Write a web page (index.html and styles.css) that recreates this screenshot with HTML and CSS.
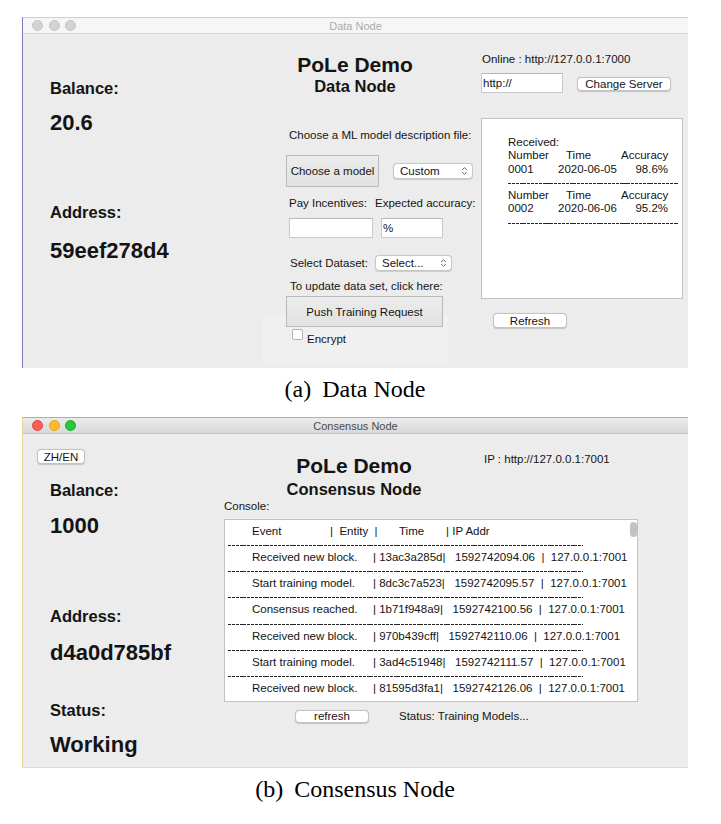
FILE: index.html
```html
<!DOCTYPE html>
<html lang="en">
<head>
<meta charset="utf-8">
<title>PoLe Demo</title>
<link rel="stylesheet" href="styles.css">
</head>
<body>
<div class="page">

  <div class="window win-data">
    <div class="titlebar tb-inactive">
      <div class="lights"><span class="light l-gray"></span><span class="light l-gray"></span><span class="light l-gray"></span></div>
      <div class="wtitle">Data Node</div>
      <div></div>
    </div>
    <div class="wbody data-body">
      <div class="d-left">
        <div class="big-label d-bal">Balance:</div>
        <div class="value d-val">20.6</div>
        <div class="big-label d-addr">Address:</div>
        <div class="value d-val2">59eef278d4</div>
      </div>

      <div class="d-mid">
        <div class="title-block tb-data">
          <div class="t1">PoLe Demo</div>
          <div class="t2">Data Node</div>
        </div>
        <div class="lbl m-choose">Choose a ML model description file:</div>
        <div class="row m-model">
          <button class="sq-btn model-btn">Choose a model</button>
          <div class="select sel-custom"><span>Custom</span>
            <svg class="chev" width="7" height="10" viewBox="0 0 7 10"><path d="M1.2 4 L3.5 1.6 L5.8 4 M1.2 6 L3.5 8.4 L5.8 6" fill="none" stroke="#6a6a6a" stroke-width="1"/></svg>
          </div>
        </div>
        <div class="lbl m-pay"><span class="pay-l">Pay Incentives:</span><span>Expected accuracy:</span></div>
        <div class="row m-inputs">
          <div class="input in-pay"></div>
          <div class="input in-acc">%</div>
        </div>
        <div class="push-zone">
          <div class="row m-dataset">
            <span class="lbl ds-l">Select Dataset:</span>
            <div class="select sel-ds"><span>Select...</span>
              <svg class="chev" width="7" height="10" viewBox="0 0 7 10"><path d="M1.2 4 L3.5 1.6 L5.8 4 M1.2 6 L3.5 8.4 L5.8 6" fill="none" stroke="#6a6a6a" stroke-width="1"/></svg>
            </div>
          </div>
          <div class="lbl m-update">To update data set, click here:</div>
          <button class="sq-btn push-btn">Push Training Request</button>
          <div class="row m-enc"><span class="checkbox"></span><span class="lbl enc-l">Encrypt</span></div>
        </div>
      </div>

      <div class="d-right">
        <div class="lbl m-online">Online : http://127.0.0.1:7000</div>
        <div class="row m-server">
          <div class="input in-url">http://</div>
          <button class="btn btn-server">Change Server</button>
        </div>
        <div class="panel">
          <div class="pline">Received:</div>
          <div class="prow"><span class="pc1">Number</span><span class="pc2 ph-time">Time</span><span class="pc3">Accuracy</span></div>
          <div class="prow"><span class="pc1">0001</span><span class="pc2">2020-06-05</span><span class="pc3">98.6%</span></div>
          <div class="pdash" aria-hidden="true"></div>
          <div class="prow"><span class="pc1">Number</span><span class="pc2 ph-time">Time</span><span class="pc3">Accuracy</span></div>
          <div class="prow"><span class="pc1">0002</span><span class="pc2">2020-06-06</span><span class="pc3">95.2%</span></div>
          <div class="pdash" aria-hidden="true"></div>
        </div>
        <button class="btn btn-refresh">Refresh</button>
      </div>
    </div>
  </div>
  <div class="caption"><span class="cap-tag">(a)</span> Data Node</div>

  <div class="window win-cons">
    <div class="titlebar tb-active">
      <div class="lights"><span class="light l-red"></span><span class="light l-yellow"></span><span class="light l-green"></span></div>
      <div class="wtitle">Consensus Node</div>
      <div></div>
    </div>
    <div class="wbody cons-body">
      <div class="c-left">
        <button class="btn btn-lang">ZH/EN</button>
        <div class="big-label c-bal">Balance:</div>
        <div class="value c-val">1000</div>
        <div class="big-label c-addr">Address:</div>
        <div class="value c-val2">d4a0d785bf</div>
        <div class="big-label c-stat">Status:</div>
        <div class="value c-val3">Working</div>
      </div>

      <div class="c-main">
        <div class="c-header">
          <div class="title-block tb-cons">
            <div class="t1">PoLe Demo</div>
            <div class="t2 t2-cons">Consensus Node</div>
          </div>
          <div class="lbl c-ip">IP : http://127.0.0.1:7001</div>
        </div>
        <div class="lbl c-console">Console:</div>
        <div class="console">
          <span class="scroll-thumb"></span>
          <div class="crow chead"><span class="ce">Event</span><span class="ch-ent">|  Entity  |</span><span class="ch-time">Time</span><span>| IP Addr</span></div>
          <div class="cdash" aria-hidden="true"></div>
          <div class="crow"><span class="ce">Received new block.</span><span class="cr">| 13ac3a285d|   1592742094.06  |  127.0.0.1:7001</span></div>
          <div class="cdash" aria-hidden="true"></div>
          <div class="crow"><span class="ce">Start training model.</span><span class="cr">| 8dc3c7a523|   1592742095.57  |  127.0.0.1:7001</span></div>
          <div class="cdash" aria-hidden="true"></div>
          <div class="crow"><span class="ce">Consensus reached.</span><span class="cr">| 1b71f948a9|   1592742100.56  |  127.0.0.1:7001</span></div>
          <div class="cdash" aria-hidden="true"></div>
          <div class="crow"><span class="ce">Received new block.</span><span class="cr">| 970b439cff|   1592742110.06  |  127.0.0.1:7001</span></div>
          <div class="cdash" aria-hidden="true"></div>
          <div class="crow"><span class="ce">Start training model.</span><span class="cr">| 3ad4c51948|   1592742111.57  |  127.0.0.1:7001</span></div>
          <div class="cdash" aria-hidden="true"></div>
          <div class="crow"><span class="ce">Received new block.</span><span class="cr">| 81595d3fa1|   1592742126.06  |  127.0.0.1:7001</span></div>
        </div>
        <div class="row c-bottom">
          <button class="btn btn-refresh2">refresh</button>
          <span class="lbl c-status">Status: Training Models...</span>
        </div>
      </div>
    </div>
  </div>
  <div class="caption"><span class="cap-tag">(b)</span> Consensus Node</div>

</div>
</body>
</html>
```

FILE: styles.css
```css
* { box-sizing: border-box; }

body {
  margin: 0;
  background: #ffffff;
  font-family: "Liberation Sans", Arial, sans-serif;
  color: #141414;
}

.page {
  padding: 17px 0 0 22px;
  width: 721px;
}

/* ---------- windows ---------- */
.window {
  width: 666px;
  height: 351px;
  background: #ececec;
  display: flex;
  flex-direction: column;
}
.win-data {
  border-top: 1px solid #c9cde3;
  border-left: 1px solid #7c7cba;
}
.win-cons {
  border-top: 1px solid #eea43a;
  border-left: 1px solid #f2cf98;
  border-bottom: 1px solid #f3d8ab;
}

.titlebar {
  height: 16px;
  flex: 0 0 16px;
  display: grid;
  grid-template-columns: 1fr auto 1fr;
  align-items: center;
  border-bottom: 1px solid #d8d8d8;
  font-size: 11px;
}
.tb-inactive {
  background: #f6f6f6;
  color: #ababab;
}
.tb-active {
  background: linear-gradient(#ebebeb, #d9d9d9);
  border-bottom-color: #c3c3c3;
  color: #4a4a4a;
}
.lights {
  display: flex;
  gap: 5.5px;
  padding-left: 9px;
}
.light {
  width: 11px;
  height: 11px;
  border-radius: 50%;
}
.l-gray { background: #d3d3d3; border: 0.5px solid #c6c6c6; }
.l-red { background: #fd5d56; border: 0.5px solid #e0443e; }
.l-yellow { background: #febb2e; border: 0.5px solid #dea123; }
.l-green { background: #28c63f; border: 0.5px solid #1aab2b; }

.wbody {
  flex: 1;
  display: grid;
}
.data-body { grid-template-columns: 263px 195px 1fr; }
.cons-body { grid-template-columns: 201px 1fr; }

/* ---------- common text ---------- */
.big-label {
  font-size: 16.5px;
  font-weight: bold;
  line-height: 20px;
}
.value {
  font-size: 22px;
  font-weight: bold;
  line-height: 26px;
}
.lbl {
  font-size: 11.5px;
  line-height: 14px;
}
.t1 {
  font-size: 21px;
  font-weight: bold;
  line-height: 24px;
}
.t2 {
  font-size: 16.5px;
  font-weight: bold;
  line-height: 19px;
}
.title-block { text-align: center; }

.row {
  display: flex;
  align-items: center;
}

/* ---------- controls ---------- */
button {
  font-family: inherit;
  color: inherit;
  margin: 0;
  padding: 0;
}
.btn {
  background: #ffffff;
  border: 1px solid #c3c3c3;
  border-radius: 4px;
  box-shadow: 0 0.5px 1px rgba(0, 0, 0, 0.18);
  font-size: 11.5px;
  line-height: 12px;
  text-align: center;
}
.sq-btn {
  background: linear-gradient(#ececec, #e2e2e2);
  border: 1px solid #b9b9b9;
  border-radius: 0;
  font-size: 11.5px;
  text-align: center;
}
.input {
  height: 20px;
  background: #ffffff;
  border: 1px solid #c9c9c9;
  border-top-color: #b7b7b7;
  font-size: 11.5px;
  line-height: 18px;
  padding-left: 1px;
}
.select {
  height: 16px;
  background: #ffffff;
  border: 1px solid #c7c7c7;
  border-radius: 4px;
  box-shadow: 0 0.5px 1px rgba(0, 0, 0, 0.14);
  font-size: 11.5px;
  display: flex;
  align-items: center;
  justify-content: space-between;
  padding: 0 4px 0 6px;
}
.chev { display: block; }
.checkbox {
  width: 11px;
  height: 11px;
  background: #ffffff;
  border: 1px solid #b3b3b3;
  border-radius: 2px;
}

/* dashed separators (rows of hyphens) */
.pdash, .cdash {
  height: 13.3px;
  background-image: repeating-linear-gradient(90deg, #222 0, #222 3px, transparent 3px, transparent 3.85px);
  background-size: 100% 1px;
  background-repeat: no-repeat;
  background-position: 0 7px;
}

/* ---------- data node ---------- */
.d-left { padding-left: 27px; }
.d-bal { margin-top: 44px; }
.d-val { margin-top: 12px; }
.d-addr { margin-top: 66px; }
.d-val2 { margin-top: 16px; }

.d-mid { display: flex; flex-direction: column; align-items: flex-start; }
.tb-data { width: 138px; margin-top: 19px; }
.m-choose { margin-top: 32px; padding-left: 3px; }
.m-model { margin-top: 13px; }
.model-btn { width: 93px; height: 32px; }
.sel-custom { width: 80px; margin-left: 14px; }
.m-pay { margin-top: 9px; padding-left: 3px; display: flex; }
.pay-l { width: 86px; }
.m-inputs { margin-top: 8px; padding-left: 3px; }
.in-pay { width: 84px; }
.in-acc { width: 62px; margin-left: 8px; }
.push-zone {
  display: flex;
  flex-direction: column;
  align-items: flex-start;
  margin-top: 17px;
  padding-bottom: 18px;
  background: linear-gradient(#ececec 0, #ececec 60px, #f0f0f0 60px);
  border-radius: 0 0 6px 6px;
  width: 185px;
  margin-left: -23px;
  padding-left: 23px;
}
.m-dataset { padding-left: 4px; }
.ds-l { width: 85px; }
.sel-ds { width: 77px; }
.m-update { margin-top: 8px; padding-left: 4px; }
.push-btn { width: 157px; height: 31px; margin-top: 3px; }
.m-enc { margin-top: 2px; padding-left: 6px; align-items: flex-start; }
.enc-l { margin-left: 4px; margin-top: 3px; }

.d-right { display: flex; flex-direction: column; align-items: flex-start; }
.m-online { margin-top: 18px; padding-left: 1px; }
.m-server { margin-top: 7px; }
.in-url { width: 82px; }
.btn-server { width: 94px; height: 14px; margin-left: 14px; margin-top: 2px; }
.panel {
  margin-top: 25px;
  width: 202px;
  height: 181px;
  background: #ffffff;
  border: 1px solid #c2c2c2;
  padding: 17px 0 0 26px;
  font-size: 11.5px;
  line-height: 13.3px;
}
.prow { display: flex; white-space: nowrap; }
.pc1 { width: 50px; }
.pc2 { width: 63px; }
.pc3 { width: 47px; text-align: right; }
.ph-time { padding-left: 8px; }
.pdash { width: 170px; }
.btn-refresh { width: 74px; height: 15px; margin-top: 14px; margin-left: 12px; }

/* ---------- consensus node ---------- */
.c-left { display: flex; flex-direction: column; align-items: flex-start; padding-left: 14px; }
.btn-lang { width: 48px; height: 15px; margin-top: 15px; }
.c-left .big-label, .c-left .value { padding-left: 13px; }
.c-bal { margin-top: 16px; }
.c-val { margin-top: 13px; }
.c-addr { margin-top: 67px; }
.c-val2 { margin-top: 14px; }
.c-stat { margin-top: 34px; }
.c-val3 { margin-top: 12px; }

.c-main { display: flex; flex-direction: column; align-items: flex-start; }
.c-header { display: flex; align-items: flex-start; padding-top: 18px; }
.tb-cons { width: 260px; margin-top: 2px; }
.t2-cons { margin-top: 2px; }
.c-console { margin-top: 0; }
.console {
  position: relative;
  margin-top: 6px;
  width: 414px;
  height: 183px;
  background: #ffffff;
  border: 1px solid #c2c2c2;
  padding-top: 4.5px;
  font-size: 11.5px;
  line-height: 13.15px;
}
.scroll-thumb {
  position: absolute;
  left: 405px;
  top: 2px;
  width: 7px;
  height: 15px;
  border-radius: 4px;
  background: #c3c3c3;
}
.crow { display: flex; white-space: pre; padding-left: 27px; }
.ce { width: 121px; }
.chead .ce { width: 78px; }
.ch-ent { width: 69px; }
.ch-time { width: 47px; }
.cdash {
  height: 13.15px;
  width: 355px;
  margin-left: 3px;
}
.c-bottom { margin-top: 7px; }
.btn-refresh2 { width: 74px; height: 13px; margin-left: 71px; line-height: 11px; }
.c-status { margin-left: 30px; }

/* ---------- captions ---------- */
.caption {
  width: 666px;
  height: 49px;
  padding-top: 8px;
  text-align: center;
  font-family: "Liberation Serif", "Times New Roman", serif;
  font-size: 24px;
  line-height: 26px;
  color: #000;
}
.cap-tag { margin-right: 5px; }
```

----

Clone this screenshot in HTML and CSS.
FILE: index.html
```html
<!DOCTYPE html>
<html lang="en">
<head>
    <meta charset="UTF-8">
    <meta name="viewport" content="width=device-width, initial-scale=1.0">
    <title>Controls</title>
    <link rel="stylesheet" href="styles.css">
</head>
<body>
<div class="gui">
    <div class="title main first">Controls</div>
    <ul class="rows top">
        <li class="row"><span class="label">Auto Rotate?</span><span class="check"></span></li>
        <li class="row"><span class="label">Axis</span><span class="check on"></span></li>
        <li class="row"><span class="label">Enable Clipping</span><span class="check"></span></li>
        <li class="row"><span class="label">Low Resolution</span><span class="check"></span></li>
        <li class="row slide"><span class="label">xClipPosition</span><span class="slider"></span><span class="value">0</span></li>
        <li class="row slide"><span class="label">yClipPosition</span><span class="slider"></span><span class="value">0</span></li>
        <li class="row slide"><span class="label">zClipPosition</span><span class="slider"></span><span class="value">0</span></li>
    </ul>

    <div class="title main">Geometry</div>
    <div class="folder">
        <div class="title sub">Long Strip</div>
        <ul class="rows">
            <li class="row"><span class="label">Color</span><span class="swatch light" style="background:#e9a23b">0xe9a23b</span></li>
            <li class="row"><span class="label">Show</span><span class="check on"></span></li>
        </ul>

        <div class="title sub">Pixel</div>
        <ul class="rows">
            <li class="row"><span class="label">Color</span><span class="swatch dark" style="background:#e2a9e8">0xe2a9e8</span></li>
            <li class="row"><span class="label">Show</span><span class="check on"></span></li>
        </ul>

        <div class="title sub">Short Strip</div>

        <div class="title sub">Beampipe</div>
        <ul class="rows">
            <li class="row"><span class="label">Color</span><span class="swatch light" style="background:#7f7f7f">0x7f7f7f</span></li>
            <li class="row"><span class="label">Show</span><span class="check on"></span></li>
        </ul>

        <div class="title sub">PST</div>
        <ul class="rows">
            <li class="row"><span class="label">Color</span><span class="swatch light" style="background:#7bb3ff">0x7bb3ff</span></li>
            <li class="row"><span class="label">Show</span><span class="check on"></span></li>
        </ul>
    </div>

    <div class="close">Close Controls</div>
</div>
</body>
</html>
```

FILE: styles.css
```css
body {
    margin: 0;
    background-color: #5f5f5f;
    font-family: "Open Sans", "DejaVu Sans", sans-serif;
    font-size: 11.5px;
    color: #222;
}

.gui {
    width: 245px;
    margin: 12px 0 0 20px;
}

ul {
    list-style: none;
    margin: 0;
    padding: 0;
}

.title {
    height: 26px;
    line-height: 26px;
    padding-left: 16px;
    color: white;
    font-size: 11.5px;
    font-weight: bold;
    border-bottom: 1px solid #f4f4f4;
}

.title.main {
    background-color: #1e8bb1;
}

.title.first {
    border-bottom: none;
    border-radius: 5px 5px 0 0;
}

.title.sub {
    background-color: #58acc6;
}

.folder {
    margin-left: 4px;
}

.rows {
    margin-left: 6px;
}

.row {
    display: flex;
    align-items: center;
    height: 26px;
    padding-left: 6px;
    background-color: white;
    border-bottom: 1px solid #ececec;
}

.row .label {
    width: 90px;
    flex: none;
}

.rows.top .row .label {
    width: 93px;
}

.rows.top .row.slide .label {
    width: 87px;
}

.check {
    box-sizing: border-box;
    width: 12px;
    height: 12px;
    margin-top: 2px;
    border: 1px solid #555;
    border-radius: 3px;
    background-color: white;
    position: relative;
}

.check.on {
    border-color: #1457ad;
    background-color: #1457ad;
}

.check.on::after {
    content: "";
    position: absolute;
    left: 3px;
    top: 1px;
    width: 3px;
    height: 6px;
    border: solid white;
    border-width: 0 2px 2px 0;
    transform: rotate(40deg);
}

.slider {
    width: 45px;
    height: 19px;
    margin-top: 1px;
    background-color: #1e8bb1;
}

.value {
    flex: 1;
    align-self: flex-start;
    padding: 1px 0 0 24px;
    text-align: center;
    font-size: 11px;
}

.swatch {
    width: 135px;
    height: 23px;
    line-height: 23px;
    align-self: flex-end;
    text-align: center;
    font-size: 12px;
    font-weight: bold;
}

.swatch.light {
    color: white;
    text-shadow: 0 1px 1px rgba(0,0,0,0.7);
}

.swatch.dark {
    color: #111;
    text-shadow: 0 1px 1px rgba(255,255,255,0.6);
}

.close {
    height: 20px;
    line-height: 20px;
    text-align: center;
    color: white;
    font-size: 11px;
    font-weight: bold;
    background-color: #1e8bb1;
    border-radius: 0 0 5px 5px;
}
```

----

Exercise: State, as a bare number, how many lines of the listing hold the word "page".

Exercise answer: 3